It is a fact that the legal cannabis industry has tremendous potential to generate significant tax revenue for states and municipalities in the years ahead. Earlier this year, for example, the California Department of Tax and Fee Administration reported that, from the day legal cannabis retail sales began in January 2018 until January 2020, the state had already collected more than $1 billion in taxes. And those are only state-level taxes.
Taxes are also imposed at the local level, and setting those rates requires a delicate balance. The tax must be high enough to provide legitimate benefit and positively impact a city or state’s budget. But, if the rate is too high, cannabis companies will look to tax-friendlier places to do business. Worse, scaring away legal cannabis businesses can result in the return of an illicit, unregulated market, negating a primary purpose of legalization.
One California city, Costa Mesa in Orange County, provides a recent example of how industry and a city council came together to create mutually beneficial tax policy.
Like other communities in California after adult-use legalization won at the ballot box in November 2016, Costa Mesa saw an opportunity to create new jobs and revenue. The City Council put to the voters a ballot measure in 2016 allowing cannabis manufacturers, testing labs, and distributors (although not retailers) to set up shop in a small part of town called the “Green Zone.” The City Council proposed what it thought was a reasonable tax rate – 6% for cannabis distributors and manufacturers on all gross income – which was passed by Costa Mesa residents by more than 9%.
The tax rate turned out to be steep and threatening to the industry. In California, cannabis businesses grapple with a 15% tax on wholesale products and a cultivation tax of $9.25 per ounce. That’s in addition to a sales tax, all of which are arguably passed on to consumers or patients. When combined with Costa Mesa’s 6% local cannabis tax, the expenses became untenable for the businesses there. Between 2017 and 2019, Costa Mesa approved licenses for 29 cannabis companies to operate in the city. Today, only 10 of those licensees are operational. The expected boom had become a bust, and something had to change for this industry to take root and grow in the city.

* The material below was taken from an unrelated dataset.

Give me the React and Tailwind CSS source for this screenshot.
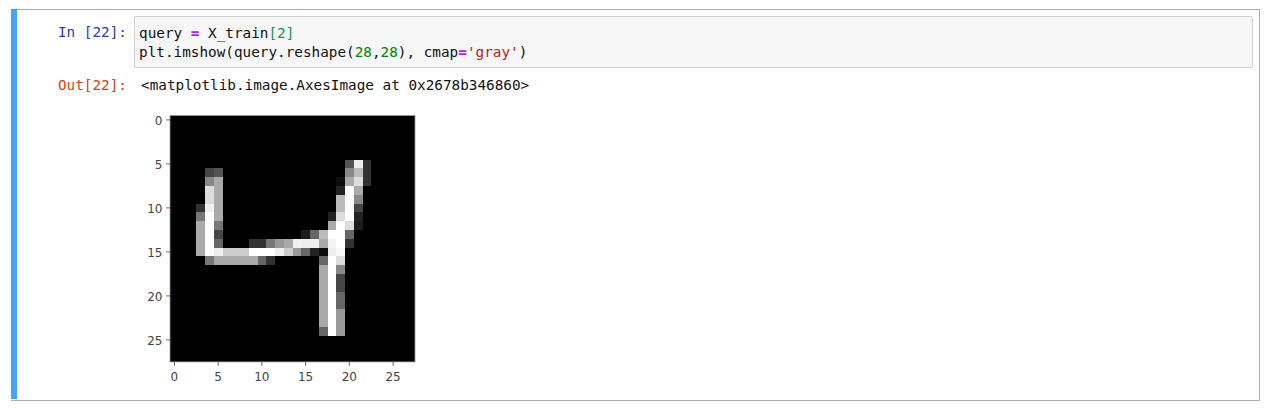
const W = 8.75, H = 8.8, X0 = 31, Y0 = 7.5;

// row -> { column: grey level }
const CELLS = {
  5: { 20: 0x55, 21: 0xee, 22: 0x33 },
  6: { 4: 0x44, 5: 0x55, 20: 0x88, 21: 0xbb, 22: 0x33 },
  7: { 4: 0x88, 5: 0xaa, 19: 0x0a, 20: 0xaa, 21: 0xdd, 22: 0x33 },
  8: { 4: 0xdd, 5: 0xaa, 19: 0x22, 20: 0xff, 21: 0xaa },
  9: { 4: 0xdd, 5: 0xaa, 19: 0xbb, 20: 0xff, 21: 0x88 },
  10: { 3: 0x33, 4: 0xf0, 5: 0xaa, 19: 0xbb, 20: 0xff, 21: 0x44 },
  11: { 3: 0x77, 4: 0xff, 5: 0xaa, 18: 0x22, 19: 0xdd, 20: 0xff, 21: 0x22 },
  12: { 3: 0xaa, 4: 0xff, 5: 0x77, 18: 0xaa, 19: 0xff, 20: 0xdd, 21: 0x1a },
  13: { 3: 0xaa, 4: 0xff, 5: 0x44, 15: 0x1a, 16: 0x66, 17: 0xbb, 18: 0xff, 19: 0xff, 20: 0x66 },
  14: { 3: 0xaa, 4: 0xff, 5: 0x66, 9: 0x33, 10: 0x33, 11: 0x77, 12: 0x99, 13: 0xaa, 14: 0xf0, 15: 0xee, 16: 0xee, 17: 0xaa, 18: 0xf4, 19: 0xff, 20: 0x33 },
  15: { 3: 0xaa, 4: 0xff, 5: 0xee, 6: 0xcc, 7: 0xcc, 8: 0xcc, 9: 0xff, 10: 0xff, 11: 0xff, 12: 0xee, 13: 0xcc, 14: 0x99, 15: 0x66, 16: 0x22, 17: 0x0a, 18: 0xee, 19: 0xf8 },
  16: { 4: 0x77, 5: 0xaa, 6: 0xaa, 7: 0xaa, 8: 0xaa, 9: 0xaa, 10: 0x66, 11: 0x33, 17: 0x66, 18: 0xff, 19: 0xdd },
  17: { 17: 0xaa, 18: 0xff, 19: 0x88 },
  18: { 17: 0xaa, 18: 0xff, 19: 0x44 },
  19: { 17: 0xaa, 18: 0xff, 19: 0x44 },
  20: { 17: 0xaa, 18: 0xff, 19: 0x66 },
  21: { 17: 0xaa, 18: 0xff, 19: 0x66 },
  22: { 17: 0xaa, 18: 0xff, 19: 0x99 },
  23: { 17: 0xaa, 18: 0xff, 19: 0x99 },
  24: { 17: 0x66, 18: 0xff, 19: 0x99 },
};

const TICKS = [0, 5, 10, 15, 20, 25];

function Plot() {
  const bottom = Y0 + 28 * H;
  return (
    <svg width="280" height="276" viewBox="0 0 280 276" className="block">
      <defs>
        <filter id="soft" x="0" y="0" width="1" height="1">
          <feGaussianBlur stdDeviation="0.6" />
        </filter>
      </defs>
      <rect x={X0} y={Y0} width={28 * W} height={28 * H} fill="#000" />
      <g filter="url(#soft)" shapeRendering="crispEdges">
        <rect x={X0} y={Y0} width={28 * W} height={28 * H} fill="#000" />
        {Object.entries(CELLS).flatMap(([r, row]) =>
          Object.entries(row).map(([c, v]) => {
            const x1 = Math.round(X0 + Number(c) * W);
            const x2 = Math.round(X0 + (Number(c) + 1) * W);
            const y1 = Math.round(Y0 + Number(r) * H);
            const y2 = Math.round(Y0 + (Number(r) + 1) * H);
            return (
              <rect
                key={r + "-" + c}
                x={x1}
                y={y1}
                width={x2 - x1}
                height={y2 - y1}
                fill={`rgb(${v},${v},${v})`}
              />
            );
          })
        )}
      </g>
      <rect x={X0} y={Y0} width={28 * W} height={28 * H} fill="none" stroke="#999" strokeWidth="0.8" />
      {TICKS.map((t) => {
        const x = X0 + (t + 0.5) * W;
        const y = Y0 + (t + 0.5) * H;
        return (
          <g key={t} fill="#444" fontSize="12" style={{ fontFamily: '"DejaVu Sans", sans-serif' }}>
            <line x1={x} x2={x} y1={bottom} y2={bottom + 4} stroke="#555" strokeWidth="0.9" />
            <line x1={X0 - 4} x2={X0} y1={y} y2={y} stroke="#555" strokeWidth="0.9" />
            <text x={x} y={bottom + 19} textAnchor="middle">{t}</text>
            <text x={X0 - 7.5} y={y + 5.5} textAnchor="end">{t}</text>
          </g>
        );
      })}
    </svg>
  );
}

const mono = "font-['DejaVu_Sans_Mono',monospace] text-[14.33px] leading-[19px] whitespace-pre";

export default function App() {
  return (
    <div className="min-h-[414px] bg-white pt-[9px] pl-[11px]">
      <div className="w-[1249px] h-[392px] border border-[#ababab] border-l-0 flex flex-col">
        <div className="flex flex-col h-full border-l-[6px] border-[#42a5f5] -mt-px -mb-px pt-[7px]">
          <div className="flex">
            <div className={`${mono} w-[110px] text-right pt-[7px] text-[#303f9f]`}>In [22]:</div>
            <div className={`${mono} ml-[7px] w-[1119px] h-[52px] border border-[#cfcfcf] rounded-[2px] bg-[#f7f7f7] pl-[4px] pt-[7px] text-[#111]`}>
              <div>
                query <span className="font-bold text-[#aa22ff]">=</span> X_train<span className="text-[#0a9a4a]">[2]</span>
              </div>
              <div>
                plt.imshow(query.reshape(<span className="text-[#008800]">28</span>,<span className="text-[#008800]">28</span>), cmap<span className="font-bold text-[#aa22ff]">=</span><span className="text-[#ba2121]">'gray'</span>)
              </div>
            </div>
          </div>
          <div className="flex mt-[8px]">
            <div className={`${mono} w-[110px] text-right text-[#d84315]`}>Out[22]:</div>
            <div className="ml-[14px] flex flex-col">
              <div className={`${mono} text-[#111]`}>&lt;matplotlib.image.AxesImage at 0x2678b346860&gt;</div>
              <div className="-ml-[2px] mt-[13px]">
                <Plot />
              </div>
            </div>
          </div>
        </div>
      </div>
    </div>
  );
}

After industry lobbying in 2019 to reduce the 6% tax rate, the City Council revisited the issue, forming an ad hoc committee that included Mayor Katrina Foley, Mayor Pro Tem and Council Member John Stephens, and Council Member Manuel Chavez. The committee, and later the Council, listened closely to arguments on both sides and voted to reduce the tax on gross receipts of manufacturers and distributors to 1%. According to local cannabis lawyer Andrea Bird, founder of the Bird Law Group and an outside general counsel to legal cannabis companies, a guiding argument to the Council was that 1% of $1 million in tax receipts is more preferable than 6% of $100,000. To industry, the reduced tax rate would attract more companies to Costa Mesa and increase revenues, while the higher tax rate would result in a much smaller base of revenues.

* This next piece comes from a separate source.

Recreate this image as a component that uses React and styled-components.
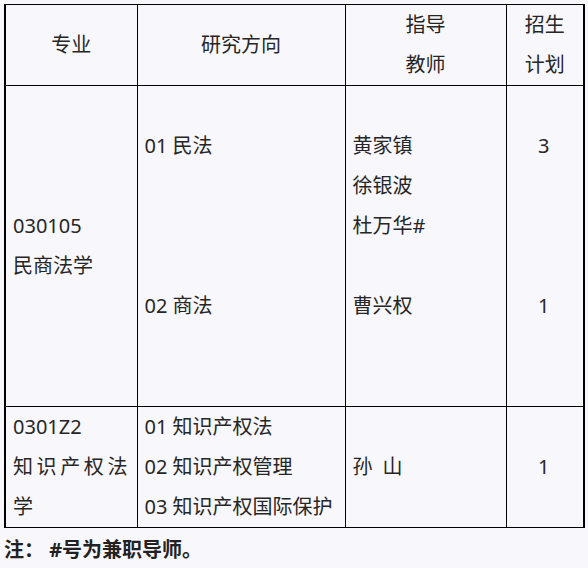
import React from "react";
import styled, { createGlobalStyle } from "styled-components";

const GlobalStyle = createGlobalStyle`
  html, body {
    margin: 0;
    background: #f8f7fc;
  }
  body {
    font-family: "Noto Sans", "Noto Sans CJK SC", sans-serif;
    color: #262626;
  }
`;

const rows = [
  {
    major: { lines: ["030105", "民商法学"] },
    cells: [
      ["", "01 民法", "", "", "", "02 商法", "", ""],
      ["", "黄家镇", "徐银波", "杜万华#", "", "曹兴权", "", ""],
      ["", "3", "", "", "", "1", "", ""],
    ],
  },
  {
    major: { lines: ["0301Z2", "知识产权法学"], justify: true },
    cells: [
      ["01 知识产权法", "02 知识产权管理", "03 知识产权国际保护"],
      ["孙\u2002山"],
      ["1"],
    ],
  },
];

function App() {
  return (
    <Page>
      <GlobalStyle />
      <Sheet>
        <colgroup>
          <col style={{ width: 132 }} />
          <col style={{ width: 208 }} />
          <col style={{ width: 161 }} />
          <col style={{ width: 78 }} />
        </colgroup>
        <thead>
          <tr>
            <HeadCell>专业</HeadCell>
            <HeadCell>研究方向</HeadCell>
            <HeadCell>
              <Line>指导</Line>
              <Line>教师</Line>
            </HeadCell>
            <HeadCell>
              <Line>招生</Line>
              <Line>计划</Line>
            </HeadCell>
          </tr>
        </thead>
        <tbody>
          {rows.map((row, i) => (
            <tr key={i}>
              <Cell $justify={row.major.justify}>
                {row.major.lines.map((l, j) => (
                  <Line key={j}>{l}</Line>
                ))}
              </Cell>
              {row.cells.map((lines, k) => (
                <Cell key={k} $center={k === 2}>
                  {lines.map((l, j) => (
                    <Line key={j}>{l || "\u00a0"}</Line>
                  ))}
                </Cell>
              ))}
            </tr>
          ))}
        </tbody>
      </Sheet>
      <Note>注： #号为兼职导师。</Note>
    </Page>
  );
}

export default App;

const Page = styled.div`
  padding: 4px 0 0 4px;
  width: 588px;
  height: 568px;
  box-sizing: border-box;
`;

const Sheet = styled.table`
  table-layout: fixed;
  border-collapse: collapse;
  width: 581px;
  border-top: 1px solid #000;
  border-bottom: 1px solid #000;
  border-left: 2px solid #000;
  border-right: 2px solid #000;
  font-size: 20px;
`;

const HeadCell = styled.th`
  border: 1px solid #000;
  padding: 0 7px;
  height: 80px;
  font-weight: 400;
  text-align: center;
  vertical-align: middle;
  line-height: 40px;
`;

const Cell = styled.td`
  border: 1px solid #000;
  padding: 0 9px 0 7px;
  vertical-align: middle;
  line-height: 40px;
  text-align: ${(p) => (p.$center ? "center" : "left")};

  ${(p) =>
    p.$justify &&
    `
    text-align: justify;
    text-justify: inter-character;
  `}
`;

const Line = styled.div`
  line-height: 40px;
`;

const Note = styled.p`
  margin: 0;
  padding-top: 8px;
  font-size: 20px;
  font-weight: 700;
  line-height: 28px;
  color: #222;
`;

While the Council members agreed, they were also clear-eyed that cutting the tax rate could simultaneously remove needed money from the city’s budget, according to Mayor Pro Tem Stephens. Given the capital, licensing, and other regulatory requirements, legal cannabis businesses cannot open overnight, and the revenue the city had previously drawn from the industry had been slashed to one-sixth of its value. The city needed to fill the budgetary shortfall. To do that, the Council decided to propose voting on opening the city to legal cannabis retailers, a move that would put the city in direct competition with towns like Santa Ana, which I understand have permitted dispensary and retail businesses for some time.
On July 21, the Costa Mesa City Council passed a new resolution by a sweeping vote of 6 to 1 to bring forth a ballot measure to residents this November to legalize retail cannabis in the city. Stephens told me the Council worked closely with the sector from the beginning to arrive at a palatable tax rate of between 4% and 7%, taking lessons from the manufacturer and distributor tax issue. The theory behind the proposal is that opening up for retail will create a larger base of sales in Costa Mesa, which will then lead to more business for the existing manufacturers and distributors and a more financially workable model for the industry and city. The plan’s fate now rests in the voters’ hands.
Costa Mesa’s lesson is that tax policy has a fundamental role to play in cannabis policies, with the need to heed the industry’s economics as much as the state or locality’s needs. Don’t be surprised to see more turbulence ahead where cannabis has been legalized, but do expect policymakers to learn the industry’s needs as much as their own.